Not sure if that is helpful or what, but it's what I do.
I don't make my world too small, as I work and function (I go out, have friends etc). I think there is a risk of making my world too small.
 
having to change their worldview to "people are normally kind" or "the world is generally a good place"
Preeeeeeetty sure that switching from one extreme view in all-or-nothing thinking to another? Is no kind of recovery at all. ;)

People? Are complicated.
The world? Is complicated.

To be fair? Usually & Generally are one step away from Everyone/Always. A giant leaping step or teeny tiny mousy step, depends on how locked in someone is to Everyone/Always NoOne/Never.

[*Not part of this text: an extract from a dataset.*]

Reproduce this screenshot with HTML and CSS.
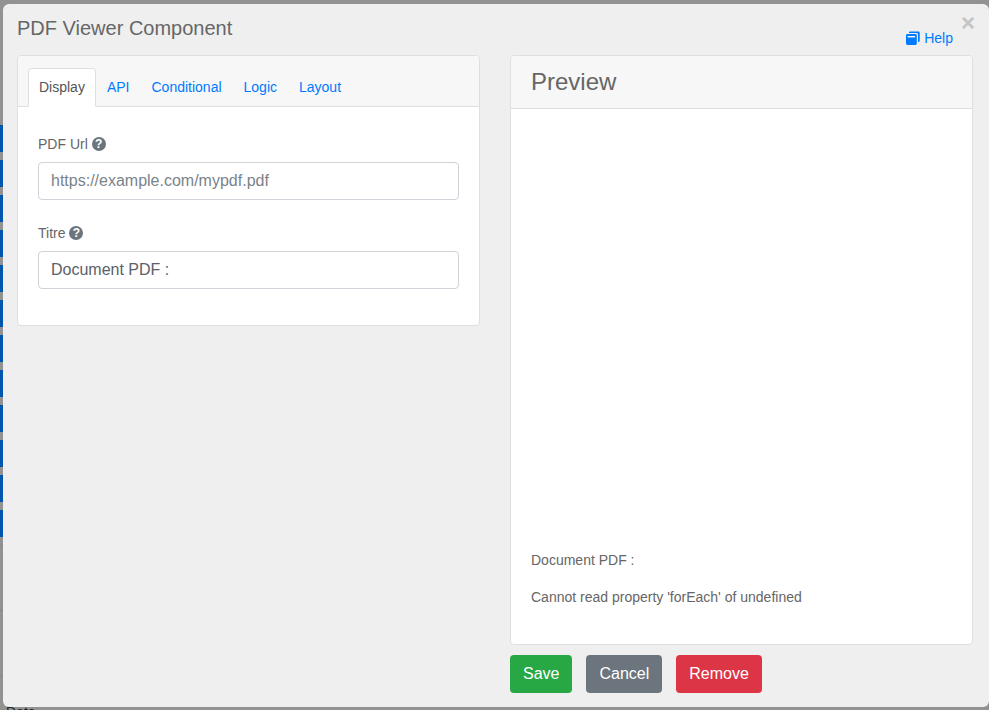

Case in point? Most of the people I’ve met (note that qualifier) who are locked into the world & people being shit? Are assholes with soooooooo little self confidence that they have to justify their own behavior by blaming the world and everyone else in it. People are dogshit to them, so they treat them like it; everyone is an asshole out to get them, so they’re justified in going after anyone they please, and treating the rest with scorn/derision/venom/disdain. For someone with that kind of attitude? Whose entire position on life, the universe, everything is dependent on the world & all the people in it being bad? It would be a giant moon-bounce kind of step to move from the absolutes of Is/Are Everyone/TheWorld ......to...... usually & generally. Because their hateful viciousness depends on that world view.

I’ve met (again, note the qualifier) a metric shit ton of people who simply HAVE either world view (generally good / generally bad); and for them, it would be a teeny tiny mousey step to start changing their black&white view of the world into something far more realistic. These people are usually either very young (it’s all they’ve ever known), or very ignorant (ditto). As they go out into the wide world? Their sheltered or bruised attitude starts to shift. They START to take people & situations on their own merits, rather than their preconceived notions of who people “should” be, and what they expect out of situations.

But people who simply swing from one extreme to the next? <low whistle> There’s a big big reason why both Pollyanna-style cults & the worst of the worst actively RECRUIT both damaged people & innocents. Innocents don’t know any better, and the damaged can turn on a dime (without ever really changing their world view; it’s just so much more pleasant to be amongst cruelty & pain with sweetness & smiles being the backdrop).

***
As for myself? I kick into black & white thinking between heartbeats whenever my stress rises high enough... I have to work reeeeeeally reeeeeally hard to be able to see the shades of grey & take people & situations on their merits even at the best of times. But as long as I CAN do it, no matter how hard, I know I’m basically alright. It’s when things get easy I have to yank myself up by my collar and give myself a good hard slap across the face ;) What set me on that path, though, was someone I trusted metaphorically doing the exact same thing one day. By telling me that trusting everyone? Is the exact same thing as trusting no one. Not only lazy a f*ck, but it also meant I was only looking at myself & inside my own heart and mind, not actually looking at anyone else. Seeing people for who I imagined them to be, rather than who they really were. Whoopsies.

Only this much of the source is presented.